Application of 28 U.S.C. § 455(b)(4)
In applying § 455(b)(4), the court found that the husband’s stock ownership did not qualify as a substantial financial interest in the subject matter of the proceedings. The judge determined that since Wells Fargo was merely a creditor and not a party to the case, there was no direct financial interest at stake that could be significantly influenced by the sentencing outcomes. The court highlighted that the nature of the interest held by the husband was minimal and, therefore, did not warrant recusal under this provision. The court noted the precedent suggesting that minor stock ownership in large corporations should not automatically necessitate a judge's recusal, thereby supporting its conclusion that recusal was not warranted in this case.
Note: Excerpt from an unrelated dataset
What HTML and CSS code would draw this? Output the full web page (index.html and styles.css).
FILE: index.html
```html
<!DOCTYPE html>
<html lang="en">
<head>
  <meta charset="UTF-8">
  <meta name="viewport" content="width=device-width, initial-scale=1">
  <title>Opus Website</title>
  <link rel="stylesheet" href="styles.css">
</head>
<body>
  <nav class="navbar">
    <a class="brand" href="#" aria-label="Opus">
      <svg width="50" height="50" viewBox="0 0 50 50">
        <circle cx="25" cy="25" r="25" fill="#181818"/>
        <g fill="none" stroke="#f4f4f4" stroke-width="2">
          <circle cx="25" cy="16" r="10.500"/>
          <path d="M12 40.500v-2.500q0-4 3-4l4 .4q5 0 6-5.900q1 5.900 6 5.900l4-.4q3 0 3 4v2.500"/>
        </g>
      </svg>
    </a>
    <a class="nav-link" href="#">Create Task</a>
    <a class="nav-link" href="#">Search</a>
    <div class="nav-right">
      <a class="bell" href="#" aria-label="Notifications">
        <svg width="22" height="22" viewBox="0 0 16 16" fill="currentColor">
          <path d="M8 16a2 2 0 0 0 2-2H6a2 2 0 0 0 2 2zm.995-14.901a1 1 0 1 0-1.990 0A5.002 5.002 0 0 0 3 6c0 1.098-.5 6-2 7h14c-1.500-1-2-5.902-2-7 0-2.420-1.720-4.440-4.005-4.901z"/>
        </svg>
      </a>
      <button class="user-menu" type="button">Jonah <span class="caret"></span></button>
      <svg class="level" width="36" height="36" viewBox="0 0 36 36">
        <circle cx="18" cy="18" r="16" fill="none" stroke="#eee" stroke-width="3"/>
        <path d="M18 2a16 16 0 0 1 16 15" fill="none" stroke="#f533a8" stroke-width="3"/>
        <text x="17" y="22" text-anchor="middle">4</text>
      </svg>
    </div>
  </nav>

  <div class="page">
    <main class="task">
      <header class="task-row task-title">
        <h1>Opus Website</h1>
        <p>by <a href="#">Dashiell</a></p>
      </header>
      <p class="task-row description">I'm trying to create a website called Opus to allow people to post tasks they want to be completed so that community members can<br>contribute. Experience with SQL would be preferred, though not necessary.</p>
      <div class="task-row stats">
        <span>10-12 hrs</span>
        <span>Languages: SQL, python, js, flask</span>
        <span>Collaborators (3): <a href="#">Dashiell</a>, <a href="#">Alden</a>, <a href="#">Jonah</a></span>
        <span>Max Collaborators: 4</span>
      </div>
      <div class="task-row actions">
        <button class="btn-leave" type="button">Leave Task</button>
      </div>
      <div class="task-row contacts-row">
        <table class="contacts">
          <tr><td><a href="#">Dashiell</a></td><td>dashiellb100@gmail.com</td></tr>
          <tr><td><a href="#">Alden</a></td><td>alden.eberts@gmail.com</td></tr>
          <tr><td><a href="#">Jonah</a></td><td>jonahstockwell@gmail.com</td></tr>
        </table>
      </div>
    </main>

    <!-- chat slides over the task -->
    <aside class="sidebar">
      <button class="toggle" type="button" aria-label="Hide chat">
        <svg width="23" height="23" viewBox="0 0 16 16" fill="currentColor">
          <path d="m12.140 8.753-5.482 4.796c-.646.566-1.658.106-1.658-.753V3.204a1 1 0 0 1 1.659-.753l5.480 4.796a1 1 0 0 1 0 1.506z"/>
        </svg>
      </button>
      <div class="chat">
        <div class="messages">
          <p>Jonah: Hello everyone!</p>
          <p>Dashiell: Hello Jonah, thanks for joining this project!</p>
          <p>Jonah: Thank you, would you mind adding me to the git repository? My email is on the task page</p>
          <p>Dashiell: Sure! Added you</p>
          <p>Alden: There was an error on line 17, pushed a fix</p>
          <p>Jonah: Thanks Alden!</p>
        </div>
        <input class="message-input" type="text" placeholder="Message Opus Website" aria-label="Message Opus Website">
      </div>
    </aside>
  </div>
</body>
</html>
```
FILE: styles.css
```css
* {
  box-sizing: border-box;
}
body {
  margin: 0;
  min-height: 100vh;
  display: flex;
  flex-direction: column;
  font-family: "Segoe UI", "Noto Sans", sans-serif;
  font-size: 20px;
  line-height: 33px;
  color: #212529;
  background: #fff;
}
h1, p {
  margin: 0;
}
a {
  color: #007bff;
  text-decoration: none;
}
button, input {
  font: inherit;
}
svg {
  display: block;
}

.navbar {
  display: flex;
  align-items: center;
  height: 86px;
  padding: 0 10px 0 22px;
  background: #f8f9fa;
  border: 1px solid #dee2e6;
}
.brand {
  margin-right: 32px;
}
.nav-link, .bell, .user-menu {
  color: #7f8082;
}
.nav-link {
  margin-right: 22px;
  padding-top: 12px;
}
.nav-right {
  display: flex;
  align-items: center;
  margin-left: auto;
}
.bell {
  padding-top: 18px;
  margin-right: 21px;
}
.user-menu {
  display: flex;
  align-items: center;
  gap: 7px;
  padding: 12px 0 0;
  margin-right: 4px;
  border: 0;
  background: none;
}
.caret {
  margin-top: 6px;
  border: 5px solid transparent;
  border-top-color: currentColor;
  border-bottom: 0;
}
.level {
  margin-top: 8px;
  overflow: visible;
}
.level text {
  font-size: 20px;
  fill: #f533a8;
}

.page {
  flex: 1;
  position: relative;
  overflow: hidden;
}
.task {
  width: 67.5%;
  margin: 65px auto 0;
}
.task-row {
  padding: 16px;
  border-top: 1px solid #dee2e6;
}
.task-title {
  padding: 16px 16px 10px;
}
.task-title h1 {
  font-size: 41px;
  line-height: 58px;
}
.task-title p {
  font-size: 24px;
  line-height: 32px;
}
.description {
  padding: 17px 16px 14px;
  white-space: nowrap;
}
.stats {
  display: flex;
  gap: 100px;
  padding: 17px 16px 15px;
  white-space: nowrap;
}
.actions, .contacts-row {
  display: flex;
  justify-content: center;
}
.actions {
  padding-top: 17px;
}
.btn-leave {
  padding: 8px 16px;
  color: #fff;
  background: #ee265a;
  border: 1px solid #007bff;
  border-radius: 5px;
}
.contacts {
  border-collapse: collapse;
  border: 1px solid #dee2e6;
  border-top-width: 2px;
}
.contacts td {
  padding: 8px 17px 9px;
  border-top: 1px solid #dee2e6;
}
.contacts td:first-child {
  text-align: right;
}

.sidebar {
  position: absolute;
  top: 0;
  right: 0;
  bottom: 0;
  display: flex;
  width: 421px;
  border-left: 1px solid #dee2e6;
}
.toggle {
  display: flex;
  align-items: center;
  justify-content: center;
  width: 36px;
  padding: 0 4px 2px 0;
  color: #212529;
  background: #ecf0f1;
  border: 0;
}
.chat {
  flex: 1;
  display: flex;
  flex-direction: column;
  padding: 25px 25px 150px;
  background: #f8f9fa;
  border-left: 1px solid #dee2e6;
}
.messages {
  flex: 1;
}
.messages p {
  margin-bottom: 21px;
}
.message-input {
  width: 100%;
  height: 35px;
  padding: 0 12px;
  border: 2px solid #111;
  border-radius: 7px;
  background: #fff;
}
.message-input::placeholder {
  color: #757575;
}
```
Judicial Discretion and Responsibility
The court underscored the importance of judicial discretion in determining the necessity of recusal. It stated that a judge is obliged not to recuse herself when it is not required, as unnecessary recusal could complicate the judicial process and potentially lead to judge-shopping. The judge also recognized her obligation to the parties involved in the case, noting that her prior knowledge of the proceedings and relationships established during earlier hearings positioned her to make informed sentencing decisions. The court expressed that removing herself from the case without just cause would be detrimental to the efficiency and integrity of the judicial process. Ultimately, the court concluded that there was no basis for recusal and proceeded to sentence the defendants.